Sharon’s past shows he knows how to hit hard. In fact, as a career army officer, he was occasionally cited for exceeding his orders. In one infamous 1953 operation carried out in reprisal for the slaying of an Israeli woman and her two children, Sharon’s troops blew up 45 houses in a village in the West Bank, then under Jordanian rule. Sixty-nine Arabs were killed. As a commander in the Gaza Strip in the ‘70s, he “quieted” violence by demolishing entire neighborhoods.

Cautious While Forming Coalition

His aides have long spoken of a “new Sharon” whose underlying desire is ultimately to make peace, not war.

It is not yet clear whether today’s Sharon is new, but he is certainly more careful: He has generally kept to a moderate script while navigating the choppy political waters of putting together a ruling coalition. And his speech Wednesday night as he presented his new administration shed no new light on his plans.

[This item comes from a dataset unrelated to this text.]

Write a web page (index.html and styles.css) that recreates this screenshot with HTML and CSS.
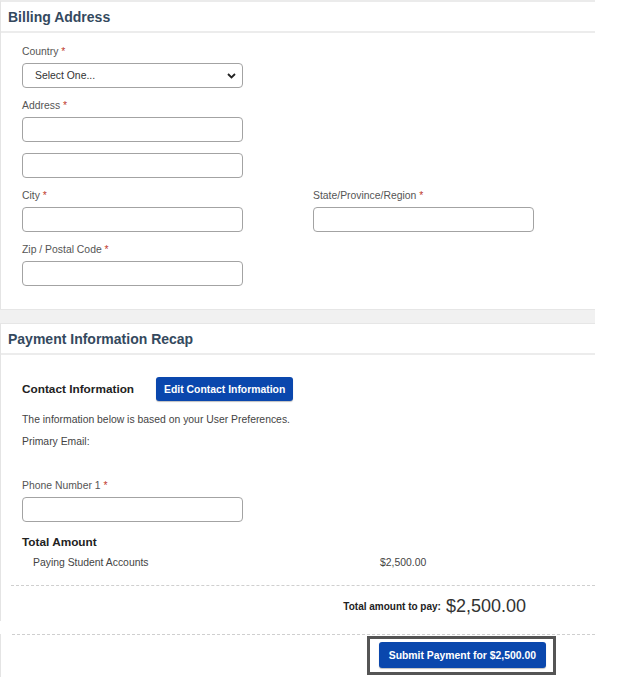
FILE: index.html
```html
<!DOCTYPE html>
<html lang="en">
<head>
<meta charset="utf-8">
<title>Billing</title>
<link rel="stylesheet" href="styles.css">
</head>
<body>
<div class="page">
  <section class="panel">
    <h2 class="panel-title">Billing Address</h2>
    <div class="panel-body billing-body">
      <div class="field">
        <label class="label">Country <span class="req">*</span></label>
        <div class="select-wrap">
          <select class="control select"><option>Select One...</option></select>
          <svg class="chev" width="9" height="6" viewBox="0 0 9 6"><path d="M1 1 L4.5 4.5 L8 1" fill="none" stroke="#222" stroke-width="1.8"/></svg>
        </div>
      </div>
      <div class="field">
        <label class="label">Address <span class="req">*</span></label>
        <input class="control" type="text">
        <input class="control second" type="text">
      </div>
      <div class="field-row">
        <div class="field">
          <label class="label">City <span class="req">*</span></label>
          <input class="control" type="text">
        </div>
        <div class="field">
          <label class="label">State/Province/Region <span class="req">*</span></label>
          <input class="control" type="text">
        </div>
      </div>
      <div class="field">
        <label class="label">Zip / Postal Code <span class="req">*</span></label>
        <input class="control" type="text">
      </div>
    </div>
  </section>

  <div class="spacer"></div>

  <section class="panel recap">
    <h2 class="panel-title">Payment Information Recap</h2>
    <div class="recap-body">
      <div class="contact-row">
        <h3 class="sub-title">Contact Information</h3>
        <button class="btn">Edit Contact Information</button>
      </div>
      <p class="text info">The information below is based on your User Preferences.</p>
      <p class="text email">Primary Email:</p>
      <div class="field phone">
        <label class="label">Phone Number 1 <span class="req">*</span></label>
        <input class="control" type="text">
      </div>
      <h3 class="sub-title total-title">Total Amount</h3>
      <div class="line-item">
        <span class="item-name">Paying Student Accounts</span>
        <span class="item-amount">$2,500.00</span>
      </div>
    </div>
    <div class="dashed"></div>
    <div class="total-row">
      <span class="total-label">Total amount to pay:</span>
      <span class="total-value">$2,500.00</span>
    </div>
  </section>

  <div class="footer">
    <div class="dashed footer-dashed"></div>
    <div class="submit-row">
      <div class="highlight">
        <button class="btn submit">Submit Payment for $2,500.00</button>
      </div>
    </div>
  </div>
</div>
</body>
</html>
```

FILE: styles.css
```css
* { box-sizing: border-box; }

html, body {
  margin: 0;
  padding: 0;
  background: #ffffff;
  font-family: "Liberation Sans", Arial, sans-serif;
  color: #444;
}

.page {
  width: 595px;
}

.panel {
  border-top: 2px solid #ebebeb;
  border-left: 1px solid #e4e4e4;
  background: #fff;
}

.panel-title {
  margin: 0;
  height: 31px;
  line-height: 30px;
  padding-left: 7px;
  font-size: 14px;
  font-weight: bold;
  color: #34495e;
  border-bottom: 2px solid #ececec;
}

.billing-body {
  padding: 12px 0 23px 21px;
}

.field {
  display: flex;
  flex-direction: column;
  width: 221px;
  margin-bottom: 11px;
}

.field:last-child {
  margin-bottom: 0;
}

.field-row {
  display: flex;
  gap: 70px;
  margin-bottom: 11px;
}

.field-row .field {
  margin-bottom: 0;
}

.label {
  font-size: 10.4px;
  line-height: 14px;
  color: #555;
  margin-bottom: 4px;
}

.req {
  color: #c0392b;
}

.control {
  display: block;
  width: 221px;
  height: 25px;
  border: 1px solid #a3a3a3;
  border-radius: 4px;
  background: #fff;
  margin: 0;
  font-family: "Liberation Sans", Arial, sans-serif;
  font-size: 10.4px;
  color: #333;
}

.control.second {
  margin-top: 11px;
}

.select-wrap {
  position: relative;
  width: 221px;
}

.select {
  appearance: none;
  -webkit-appearance: none;
  padding-left: 12px;
}

.chev {
  position: absolute;
  right: 7px;
  top: 10px;
}

.spacer {
  height: 15px;
  background: #f1f1f1;
  border-top: 1px solid #e6e6e6;
  border-bottom: 1px solid #e6e6e6;
}

.recap {
  border-top: none;
}

.recap-body {
  padding: 22px 0 0 21px;
}

.contact-row {
  display: flex;
  align-items: center;
  gap: 22px;
  height: 24px;
}

.sub-title {
  margin: 0;
  font-size: 11.8px;
  line-height: 16px;
  font-weight: bold;
  color: #222;
}

.btn {
  border: none;
  border-radius: 3px;
  background: #0a47ad;
  color: #fff;
  font-family: "Liberation Sans", Arial, sans-serif;
  font-size: 10.4px;
  font-weight: bold;
  height: 24px;
  padding: 0 8px;
  box-shadow: 0 1px 1px rgba(0,0,0,0.25);
}

.text {
  margin: 0;
  font-size: 10.4px;
  line-height: 14px;
  color: #444;
}

.info {
  margin-top: 12px;
}

.email {
  margin-top: 8px;
}

.phone {
  margin-top: 30px;
  margin-bottom: 0;
}

.total-title {
  margin-top: 12px;
}

.line-item {
  display: flex;
  padding-left: 11px;
  margin-top: 6px;
  font-size: 10.4px;
  line-height: 14px;
  color: #444;
}

.item-name {
  width: 347px;
}

.dashed {
  margin-top: 15px;
  margin-left: 10px;
  border-top: 1px dashed #cfcfcf;
}

.total-row {
  display: flex;
  justify-content: flex-end;
  align-items: center;
  gap: 5px;
  padding: 9px 69px 4px 0;
  height: 35px;
}

.total-label {
  font-size: 10px;
  font-weight: bold;
  color: #222;
}

.total-value {
  font-size: 18px;
  line-height: 22px;
  color: #333;
}

.footer {
  margin-top: 13px;
  border-left: 1px solid #e4e4e4;
  height: 43px;
}

.footer-dashed {
  margin-top: 0;
  margin-left: 11px;
}

.submit-row {
  display: flex;
  justify-content: flex-end;
  padding-right: 39px;
  margin-top: 1px;
}

.highlight {
  border: 3px solid #555;
  padding: 3px 7px 4px 9px;
}

.submit {
  height: 26px;
  padding: 0 10px;
}
```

Whatever steps Sharon takes in the weeks to come, the seating of the “national unity” government Wednesday marks a decisive shift to the right and a formal end to the pursuit of a comprehensive peace settlement with the Palestinians.

Sharon has said--and reiterated Wednesday--that he won’t resume negotiations with the Palestinians until the violence subsides. And if and when talks reopen, Sharon will seek a limited “interim” agreement of partial steps, such as the Israeli withdrawal from small parts of the West Bank and Gaza Strip. He vehemently opposes major concessions.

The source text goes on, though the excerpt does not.